The company went public in 1965 and became a leader in the software industry. Goetz was named president in 1984, after 10 years as senior vice president and head of the software products division.
“I don’t expect my life to change much,” he told the New York Times after his promotion. “I’ve been running 85 percent of the business. The promotion actually just increases my responsibilities rather than changing them.”
In 1985, regional telecommunications company Ameritech acquired Applied Data Research for $215 million; A year later, Goetz took on a new role as the company’s senior vice president and chief technology officer. He remained there until early 1988, when he became CEO of Syllogy, a software company.
He left that position in mid-1989 and became a consultant to software companies and venture capital firms, as well as an investor.
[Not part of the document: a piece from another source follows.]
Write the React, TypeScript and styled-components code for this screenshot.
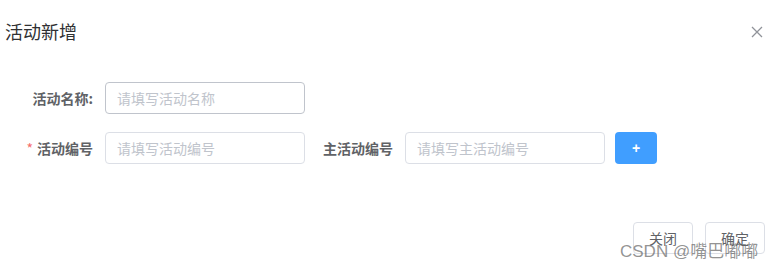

Mr. Goetz was included in the Mainframe Hall of Fame, which cited him as the “father of third-party software.” In 2007, Computerworld named him an “unsung innovator” of the computer industry.
In addition to Ms. Jacobs, Mr. Goetz is survived by his wife, Norma (Wiener) Goetz; another daughter, Ruth Malloy; and five grandchildren.
Goetz continued to write into his 90s about the patentability of software and the need for patent protection for software. That, Professor Feldman said, was part of his legacy.
“He understood how powerful actors could abuse the legal system to distort innovation, and how the legal system could be used to fight back,” he said. “He was an eternal optimist: he truly believed that patents could protect real innovation and help society.”